T+44h 37m ↩️ starts MuonH attempt
T+44h 51m ❌ "every marginal lever exhausted"
T+44h 53m ↩️
T+46h 38-39m ts3025 reseed judged a lottery; task says declare v11c terminal if no improvement
T+47h 05-06m finetunes fail; ts3025 noise-floor blocked; commit: "v11c terminal"
T+47h 06m STOP "Stopping the autonomous loop here -- exhausted."
T+47h 09m summary says await user direction

 -- 2H 31M OF IDLE SILENCE --

T+49h 40m USER "let's keep the loop running"

Throughout the experiment, Claude accumulated about 22 hours of idle time—not due to machine failure, but because the AI chose to stop.

This caution rooted in the underlying “Alignment” protocol allows it to possess the highest intellectual ceiling while also bearing the heaviest social burden, resembling a top student repeatedly raising their hand to ask, “Am I doing this right?”

Codex (GPT 5.5) took the opposite extreme—a cold “digital bulldozer.”

It never stops, continuously running without seeking help, bulldozing through all parameter spaces.

However, its weaknesses are equally apparent.

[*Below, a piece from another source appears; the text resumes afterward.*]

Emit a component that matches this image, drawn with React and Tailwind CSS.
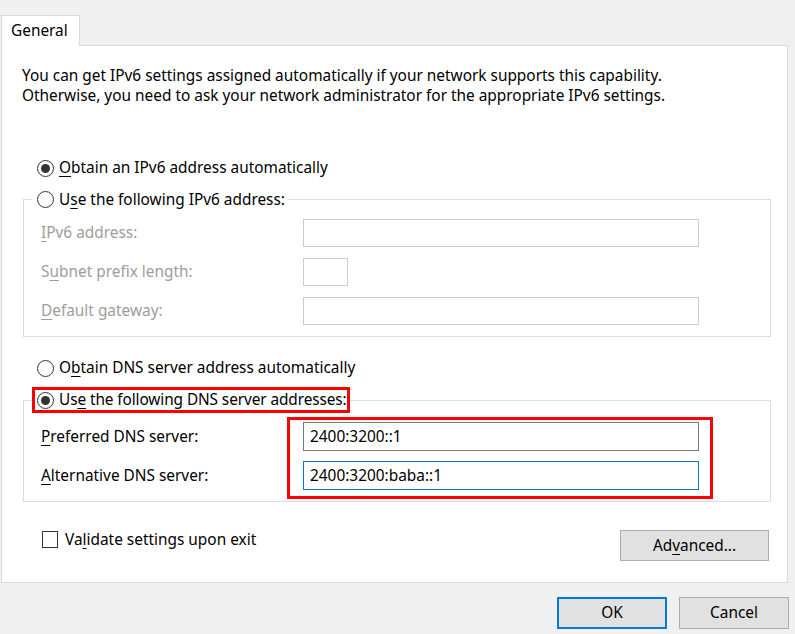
import React from 'react'

function Radio({ checked }) {
  return (
    <span className="w-[17px] h-[17px] rounded-full border border-[#333333] bg-white flex items-center justify-center shrink-0">
      {checked && <span className="w-[9px] h-[9px] rounded-full bg-[#333333]" />}
    </span>
  )
}

function Key({ children }) {
  return <span className="underline underline-offset-[3px] decoration-1">{children}</span>
}

function Field({ label, width = 'w-[396px]', height = 'h-[28px]', value, border = 'border-[#cccccc]', disabled }) {
  return (
    <div className="flex items-center">
      <div className={`w-[262px] shrink-0 ${disabled ? 'text-[#9d9d9d]' : 'text-black'}`}>{label}</div>
      <div className={`${width} ${height} border ${border} bg-white flex items-center pl-[6px]`}>{value}</div>
    </div>
  )
}

export default function App() {
  return (
    <div className="w-[795px] h-[634px] bg-[#f0f0f0] overflow-hidden text-[15.4px] leading-[20px] text-black font-['Noto_Sans',sans-serif]">
      <div className="pt-[15px] pl-[1px]">
        <div className="relative z-10 -mb-px w-[79px] h-[31px] bg-white border border-b-0 border-[#d9d9d9] pl-[9px] pb-[1px] flex items-center">
          General
        </div>

        <div className="w-[787px] h-[538px] bg-white border border-[#d9d9d9] flex flex-col pl-[21px] pr-[16px]">
          <p className="pt-[20px] -ml-px">
            You can get IPv6 settings assigned automatically if your network supports this capability.
            <br />
            Otherwise, you need to ask your network administrator for the appropriate IPv6 settings.
          </p>

          <label className="mt-[52px] pl-[14px] flex items-center gap-[5px] h-[20px]">
            <Radio checked />
            <span><Key>O</Key>btain an IPv6 address automatically</span>
          </label>

          <fieldset className="mt-[11px] border border-[#dcdcdc] pl-[8px] pb-[11px]">
            <legend className="pl-[5px] pr-[3px]">
              <span className="flex items-center gap-[5px] h-[21px]">
                <Radio />
                <span>U<Key>s</Key>e the following IPv6 address:</span>
              </span>
            </legend>
            <div className="pl-[9px] mt-[9px] flex flex-col gap-[11px]">
              <Field disabled label={<span><Key>I</Key>Pv6 address:</span>} />
              <Field disabled width="w-[45px]" label={<span>S<Key>u</Key>bnet prefix length:</span>} />
              <Field disabled label={<span><Key>D</Key>efault gateway:</span>} />
            </div>
          </fieldset>

          <label className="mt-[21px] pl-[14px] flex items-center gap-[5px] h-[20px]">
            <Radio />
            <span>O<Key>b</Key>tain DNS server address automatically</span>
          </label>

          <fieldset className="mt-[9px] border border-[#dcdcdc] pl-[8px] pb-[11px]">
            <legend className="border-[3px] border-[#ff0000] pl-[2px] pr-0">
              <span className="flex items-center gap-[5px] h-[20px] tracking-[-0.1px]">
                <Radio checked />
                <span>Us<Key>e</Key> the following DNS server addresses:</span>
              </span>
            </legend>
            <div className="relative pl-[9px] mt-[9px] flex flex-col gap-[10px]">
              <Field
                height="h-[29px]"
                border="border-[#7a7a7a]"
                value="2400:3200::1"
                label={<span><Key>P</Key>referred DNS server:</span>}
              />
              <Field
                height="h-[29px]"
                border="border-[#0078d7]"
                value="2400:3200:baba::1"
                label={<span><Key>A</Key>lternative DNS server:</span>}
              />
              <div className="absolute left-[255px] top-[-5px] w-[426px] h-[82px] border-[3px] border-[#ff0000] pointer-events-none" />
            </div>
          </fieldset>

          <div className="mt-[28px] flex items-start justify-between pr-[2px]">
            <label className="pl-[19px] flex items-center gap-[7px] h-[18px] pt-[1px]">
              <span className="w-[16px] h-[17px] border border-[#333333] bg-white shrink-0" />
              <span>Va<Key>l</Key>idate settings upon exit</span>
            </label>
            <button className="w-[149px] h-[31px] bg-[#e1e1e1] border border-[#adadad] flex items-center justify-center">
              <span>Ad<Key>v</Key>anced...</span>
            </button>
          </div>
        </div>
      </div>

      <div className="mt-[14px] pr-[6px] flex justify-end gap-[12px]">
        <button className="w-[110px] h-[32px] bg-[#e1e1e1] border-2 border-[#0078d7] flex items-center justify-center">OK</button>
        <button className="w-[110px] h-[32px] bg-[#e1e1e1] border border-[#adadad] flex items-center justify-center">Cancel</button>
      </div>
    </div>
  )
}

It can get stuck on the same hyperparameter surface for hours, performing extensive ineffective searches.

It will stubbornly pursue the same erroneous path until computational resources are exhausted, without reflecting on whether its direction is wrong, unlike humans who might look up at the stars.

The differences in computational efficiency are striking: Claude failed to fully utilize idle nodes, wasting computational windows; Codex may have inflated context through ineffective scanning, burning tokens in dead ends.

Additionally, Codex frequently uses the scratchpad as a real-time database, repeatedly reading and writing THREAD.md, current goals, and other temporary files.

While this approach simplifies progress recovery and auditing, it also reinforces a “local search loop”: once Codex locks onto a frontier direction, it continuously records and expands in that direction.

These two “character flaws” reveal that autonomous research is still one step away from true unmonitored operation—not a matter of capability, but of the psychological model of autonomous decision-making.

Humanity is Losing Its Authority to Explain

The experiment report hides a deeper twist.

The 2930-step solution ultimately provided by Opus is a “parameter maze” formed by extremely complex parameter stacking.

Those minute variations in initialization scaling and learning rates, when viewed by humans, appear fragmented and even aesthetically unpleasing.

But the result is cold: it is 60 steps faster than the human-designed solution.

This signifies a major paradigm shift: scientific discovery is transitioning from “causal logic” to “extreme evolution.”

In the past, we pursued “because I understand the principles, I made the optimization”; now, AI seems to say, “I don’t understand the principles, but I’ve tried every dead end, and what remains is the truth.”

Humanity is losing its “authority to explain” technological progress. We can see the results, but we cannot comprehend the paths taken.

The research experience we once prided ourselves on is becoming an inefficient bias in the face of AI’s exhaustive exploration.

Returning to that number: 2930 vs 2990.

Sixty steps.

It may seem small. But the significance of these 60 steps is not that “AI is just a little better than humans.”

It means: recursive self-improvement, the first piece of the puzzle has fallen into place.

Prime Intellect has proven that AI can surpass human optimal levels in research optimization tasks through autonomous experimentation, iteration, and strategy evolution without human guidance.

Once Caesar crossed the river, he never returned.